### EXERCISE TASK:
Pull out every line with the word "that" from the entries below.

### DATASET ROWS:
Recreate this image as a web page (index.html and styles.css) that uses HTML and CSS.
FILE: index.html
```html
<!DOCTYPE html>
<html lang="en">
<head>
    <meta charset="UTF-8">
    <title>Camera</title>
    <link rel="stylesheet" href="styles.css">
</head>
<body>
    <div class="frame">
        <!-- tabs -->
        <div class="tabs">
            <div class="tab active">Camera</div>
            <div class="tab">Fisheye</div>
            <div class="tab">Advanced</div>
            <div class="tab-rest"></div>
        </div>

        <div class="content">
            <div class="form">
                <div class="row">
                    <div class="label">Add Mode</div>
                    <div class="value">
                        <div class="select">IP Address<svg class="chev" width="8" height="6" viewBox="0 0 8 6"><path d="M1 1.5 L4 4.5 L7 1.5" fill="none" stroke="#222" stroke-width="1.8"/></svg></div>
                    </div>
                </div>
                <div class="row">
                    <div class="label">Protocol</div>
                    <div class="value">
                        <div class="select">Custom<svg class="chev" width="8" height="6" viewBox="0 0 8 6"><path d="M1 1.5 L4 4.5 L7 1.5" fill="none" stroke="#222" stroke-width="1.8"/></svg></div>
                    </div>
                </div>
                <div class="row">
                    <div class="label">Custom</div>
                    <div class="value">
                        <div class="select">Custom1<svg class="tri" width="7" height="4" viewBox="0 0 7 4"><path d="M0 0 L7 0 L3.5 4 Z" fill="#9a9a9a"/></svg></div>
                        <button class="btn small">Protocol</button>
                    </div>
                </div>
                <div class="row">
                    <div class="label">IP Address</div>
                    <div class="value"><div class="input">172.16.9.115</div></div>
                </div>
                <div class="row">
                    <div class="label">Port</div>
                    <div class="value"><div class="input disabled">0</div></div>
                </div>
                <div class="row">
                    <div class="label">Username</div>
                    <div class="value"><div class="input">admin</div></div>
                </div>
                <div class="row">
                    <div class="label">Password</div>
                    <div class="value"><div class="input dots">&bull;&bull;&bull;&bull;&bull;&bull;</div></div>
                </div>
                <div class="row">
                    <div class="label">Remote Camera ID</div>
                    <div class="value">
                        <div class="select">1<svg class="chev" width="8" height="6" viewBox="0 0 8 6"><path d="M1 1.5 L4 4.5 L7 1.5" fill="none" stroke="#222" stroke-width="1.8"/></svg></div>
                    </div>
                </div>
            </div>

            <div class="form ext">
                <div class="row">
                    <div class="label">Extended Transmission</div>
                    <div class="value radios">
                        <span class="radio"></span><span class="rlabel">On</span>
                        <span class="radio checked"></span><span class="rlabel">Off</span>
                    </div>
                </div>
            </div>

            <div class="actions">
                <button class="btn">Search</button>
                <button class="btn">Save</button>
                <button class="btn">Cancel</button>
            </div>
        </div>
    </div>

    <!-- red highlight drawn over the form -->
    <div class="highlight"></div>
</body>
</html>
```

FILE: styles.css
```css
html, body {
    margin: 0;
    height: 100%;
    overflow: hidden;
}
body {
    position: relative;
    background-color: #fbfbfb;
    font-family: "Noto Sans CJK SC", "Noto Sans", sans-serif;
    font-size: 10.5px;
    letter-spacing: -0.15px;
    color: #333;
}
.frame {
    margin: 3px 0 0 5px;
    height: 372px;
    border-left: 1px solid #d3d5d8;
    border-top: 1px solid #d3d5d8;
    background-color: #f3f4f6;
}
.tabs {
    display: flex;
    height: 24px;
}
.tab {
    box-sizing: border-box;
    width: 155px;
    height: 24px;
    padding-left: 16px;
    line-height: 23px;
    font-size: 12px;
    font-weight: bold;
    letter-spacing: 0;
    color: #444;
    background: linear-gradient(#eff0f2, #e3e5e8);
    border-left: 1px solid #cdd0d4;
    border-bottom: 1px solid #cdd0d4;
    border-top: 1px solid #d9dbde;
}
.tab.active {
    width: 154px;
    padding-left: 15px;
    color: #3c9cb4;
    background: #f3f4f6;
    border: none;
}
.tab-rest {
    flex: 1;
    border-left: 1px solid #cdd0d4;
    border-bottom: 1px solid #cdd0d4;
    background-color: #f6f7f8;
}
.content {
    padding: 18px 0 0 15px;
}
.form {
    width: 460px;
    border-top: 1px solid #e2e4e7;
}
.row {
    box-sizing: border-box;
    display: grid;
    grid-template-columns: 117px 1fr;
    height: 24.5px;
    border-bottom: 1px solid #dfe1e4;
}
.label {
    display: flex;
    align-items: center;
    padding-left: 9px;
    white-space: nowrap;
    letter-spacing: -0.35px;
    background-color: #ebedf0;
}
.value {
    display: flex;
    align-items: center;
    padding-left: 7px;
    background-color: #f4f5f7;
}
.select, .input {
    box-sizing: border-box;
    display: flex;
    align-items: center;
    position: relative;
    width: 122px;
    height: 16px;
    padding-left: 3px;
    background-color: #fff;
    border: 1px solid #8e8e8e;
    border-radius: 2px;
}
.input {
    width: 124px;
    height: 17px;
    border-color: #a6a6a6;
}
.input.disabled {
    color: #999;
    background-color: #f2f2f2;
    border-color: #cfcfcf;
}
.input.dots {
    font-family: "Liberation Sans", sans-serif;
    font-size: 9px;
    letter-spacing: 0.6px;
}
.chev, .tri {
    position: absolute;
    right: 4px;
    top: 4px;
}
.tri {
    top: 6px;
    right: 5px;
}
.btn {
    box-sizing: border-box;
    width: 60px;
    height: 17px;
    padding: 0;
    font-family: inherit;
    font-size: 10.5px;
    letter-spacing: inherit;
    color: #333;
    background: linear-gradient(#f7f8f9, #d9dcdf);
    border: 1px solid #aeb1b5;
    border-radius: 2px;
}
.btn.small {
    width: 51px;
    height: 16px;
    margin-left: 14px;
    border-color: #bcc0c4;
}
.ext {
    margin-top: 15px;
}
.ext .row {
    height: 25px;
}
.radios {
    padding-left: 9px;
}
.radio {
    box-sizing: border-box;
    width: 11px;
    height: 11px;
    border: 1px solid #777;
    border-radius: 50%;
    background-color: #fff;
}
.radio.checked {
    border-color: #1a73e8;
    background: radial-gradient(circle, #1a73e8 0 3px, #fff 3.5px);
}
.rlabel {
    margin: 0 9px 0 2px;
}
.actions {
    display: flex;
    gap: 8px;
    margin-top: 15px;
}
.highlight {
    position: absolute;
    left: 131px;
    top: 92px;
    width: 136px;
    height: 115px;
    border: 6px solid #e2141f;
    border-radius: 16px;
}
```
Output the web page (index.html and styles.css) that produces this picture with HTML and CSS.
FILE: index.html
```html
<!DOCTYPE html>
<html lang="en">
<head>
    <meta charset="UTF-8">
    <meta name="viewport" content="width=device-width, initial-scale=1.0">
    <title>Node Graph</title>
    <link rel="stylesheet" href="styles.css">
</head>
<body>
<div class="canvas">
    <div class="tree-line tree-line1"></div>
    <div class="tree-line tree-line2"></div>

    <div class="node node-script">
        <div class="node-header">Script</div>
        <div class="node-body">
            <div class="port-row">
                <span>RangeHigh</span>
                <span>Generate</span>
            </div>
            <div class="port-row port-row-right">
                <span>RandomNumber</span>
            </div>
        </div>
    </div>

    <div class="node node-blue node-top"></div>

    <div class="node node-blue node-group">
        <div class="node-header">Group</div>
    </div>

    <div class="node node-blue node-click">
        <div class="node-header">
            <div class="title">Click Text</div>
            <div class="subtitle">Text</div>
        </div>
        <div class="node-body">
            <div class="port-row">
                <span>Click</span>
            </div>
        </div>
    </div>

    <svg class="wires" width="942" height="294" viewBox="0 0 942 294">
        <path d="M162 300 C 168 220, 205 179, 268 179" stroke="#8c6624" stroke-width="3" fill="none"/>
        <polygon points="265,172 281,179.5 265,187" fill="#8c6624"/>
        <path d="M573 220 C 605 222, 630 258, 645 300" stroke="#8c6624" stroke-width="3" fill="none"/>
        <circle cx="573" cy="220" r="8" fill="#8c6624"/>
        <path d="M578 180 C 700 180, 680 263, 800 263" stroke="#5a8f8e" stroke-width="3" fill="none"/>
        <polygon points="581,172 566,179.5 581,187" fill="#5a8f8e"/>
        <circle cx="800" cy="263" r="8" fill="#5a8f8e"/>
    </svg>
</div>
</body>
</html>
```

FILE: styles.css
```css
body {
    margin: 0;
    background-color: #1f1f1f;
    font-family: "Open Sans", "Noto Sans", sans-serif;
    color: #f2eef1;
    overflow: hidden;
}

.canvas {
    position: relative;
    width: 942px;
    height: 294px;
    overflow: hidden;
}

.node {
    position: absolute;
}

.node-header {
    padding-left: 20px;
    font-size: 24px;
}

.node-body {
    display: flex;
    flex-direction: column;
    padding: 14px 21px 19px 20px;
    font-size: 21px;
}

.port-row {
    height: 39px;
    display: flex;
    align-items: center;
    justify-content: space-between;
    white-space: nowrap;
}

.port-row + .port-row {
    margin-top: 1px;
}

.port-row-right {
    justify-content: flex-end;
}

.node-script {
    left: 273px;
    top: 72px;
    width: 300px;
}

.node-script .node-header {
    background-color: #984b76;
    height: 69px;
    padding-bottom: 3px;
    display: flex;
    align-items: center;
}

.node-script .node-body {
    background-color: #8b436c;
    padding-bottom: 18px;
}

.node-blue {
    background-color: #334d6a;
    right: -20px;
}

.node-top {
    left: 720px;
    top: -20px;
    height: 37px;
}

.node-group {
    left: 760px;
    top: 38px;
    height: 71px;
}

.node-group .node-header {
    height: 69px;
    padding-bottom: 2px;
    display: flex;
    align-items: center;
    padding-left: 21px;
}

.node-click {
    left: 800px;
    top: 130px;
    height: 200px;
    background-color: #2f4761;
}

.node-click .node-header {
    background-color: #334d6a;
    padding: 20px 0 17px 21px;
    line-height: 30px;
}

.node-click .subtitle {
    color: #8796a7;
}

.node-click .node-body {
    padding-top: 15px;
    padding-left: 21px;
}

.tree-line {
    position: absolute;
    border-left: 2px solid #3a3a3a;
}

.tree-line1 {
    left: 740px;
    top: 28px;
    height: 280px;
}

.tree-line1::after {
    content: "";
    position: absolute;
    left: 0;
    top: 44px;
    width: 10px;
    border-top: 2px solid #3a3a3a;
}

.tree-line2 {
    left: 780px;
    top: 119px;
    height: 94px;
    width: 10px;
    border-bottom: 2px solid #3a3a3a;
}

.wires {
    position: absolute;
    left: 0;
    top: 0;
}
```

### SOLUTION TO THIS PROBLEM:
Recreate this image as a web page (index.html and styles.css) that uses HTML and CSS.
Output the web page (index.html and styles.css) that produces this picture with HTML and CSS.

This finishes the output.